In this case, since WPGraphQL Content Blocks is the same codebase registering blocks and the interface, it makes more sense (to me at least) to define the interfaces the block applies at the time the block itself is being registered

Will create a jira ticket for this.

jeromecovington commented 10 months ago

Is this performance issue still noticeable? I am hoping to chart a migration path away from WPGraphQL Gutenberg but I will need both plugins activated as I cutover each of my queries.

theodesp commented 10 months ago

Hey @jeromecovington. I did some Load testing in a ticket last time.

https://github.com/wpengine/wp-graphql-content-blocks/pull/146

There are some performance improvements since the last update at about 15% more requests/s processed.
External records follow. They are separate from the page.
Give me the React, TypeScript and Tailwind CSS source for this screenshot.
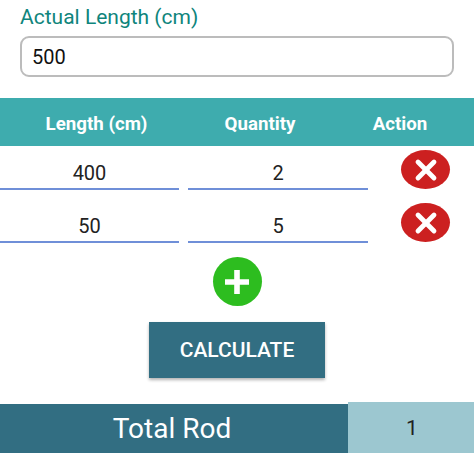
import { X } from "lucide-react";

const ROWS = [
  { length: "400", quantity: "2" },
  { length: "50", quantity: "5" },
];

export default function App() {
  return (
    <div className="w-[474px] h-[453px] overflow-hidden bg-white font-['Roboto',sans-serif]">
      {/* Actual length */}
      <div className="px-5 pt-[4px]">
        <p className="text-[21px] leading-[26px] text-[#0f857c]">Actual Length (cm)</p>
        <div className="mt-[6px] h-[41px] flex items-center pl-[10px] rounded-[9px] border-2 border-[#bcbcbc] text-[20px] text-[#111]">
          500
        </div>
      </div>

      {/* Table header */}
      <div className="mt-[21px] h-[48px] pt-[4px] flex items-center bg-[#3eacae] text-white text-[18.7px] font-bold">
        <div className="w-[193px] text-center">Length (cm)</div>
        <div className="w-[134px] text-center">Quantity</div>
        <div className="w-[146px] text-center">Action</div>
      </div>

      {/* Rows */}
      <div className="flex flex-col">
        {ROWS.map((row) => (
          <div key={row.length} className="h-[53px] flex items-start">
            <div className="w-[179px] h-[44px] flex items-end justify-center border-b-2 border-[#6f8fd8] text-[20px] text-[#222]">
              {row.length}
            </div>
            <div className="ml-[9px] w-[180px] h-[44px] flex items-end justify-center border-b-2 border-[#6f8fd8] text-[20px] text-[#222]">
              {row.quantity}
            </div>
            <div className="ml-[33px] mt-[4px] w-[49px] h-[39px] rounded-[50%] bg-[#cc2020] flex items-center justify-center">
              <X size={32} strokeWidth={3.6} className="text-white" />
            </div>
          </div>
        ))}
      </div>

      {/* Add */}
      <div className="flex justify-center mt-[5px]">
        <div className="w-[49px] h-[49px] rounded-full bg-[#2dbd1f] flex items-center justify-center">
          <svg width="26" height="26" viewBox="0 0 26 26" className="text-white">
            <path d="M13 1v24M1 13h24" stroke="currentColor" strokeWidth="5.6" fill="none" />
          </svg>
        </div>
      </div>

      {/* Calculate */}
      <div className="flex justify-center mt-[16px]">
        <button className="w-[176px] h-[56px] pt-[1px] bg-[#326e82] text-white text-[21px] font-medium shadow-[0_2px_3px_rgba(0,0,0,0.3)]">
          CALCULATE
        </button>
      </div>

      {/* Total */}
      <div className="mt-[24px] flex items-end">
        <div className="w-[348px] h-[49px] pr-[4px] bg-[#326e82] flex items-center justify-center text-white text-[28px]">
          Total Rod
        </div>
        <div className="flex-1 h-[51px] pt-[3px] pl-[2px] bg-[#9cc7d0] flex items-center justify-center text-[21px] text-[#222]">
          1
        </div>
      </div>
    </div>
  );
}
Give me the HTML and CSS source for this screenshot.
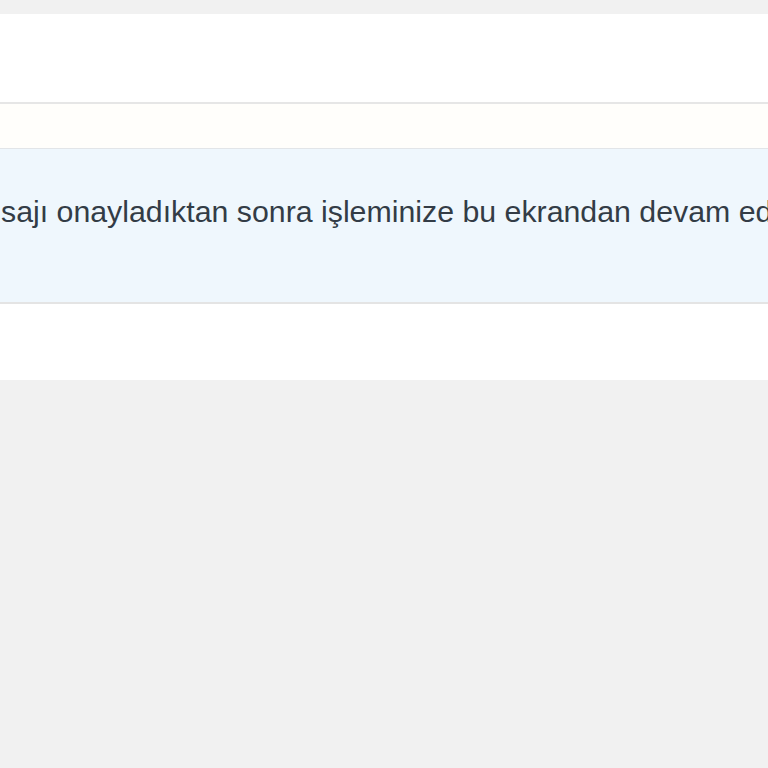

There is a performance penalty (about 15%) when we use the eagerlyLoadType: true when registering some types.

If we set this to false here

So when we do that we get back 15% more requests/s processed. However we do not see the GraphQL types in the documentation explorer.

This is a drawback and I think this is an improvement that needs to be done from WPGraphQL side.

In general terms the more blocks are available into the system then more work is needed to register and declare them. So if you have 300 blocks available then every time a request comes it has to go through the process.

Also AFAIK having both WPGraphQL Gutenberg and Content Blocks are are doing the work twice so you are registering the same blocks and block attributes two times for each block thus you may see performance issues.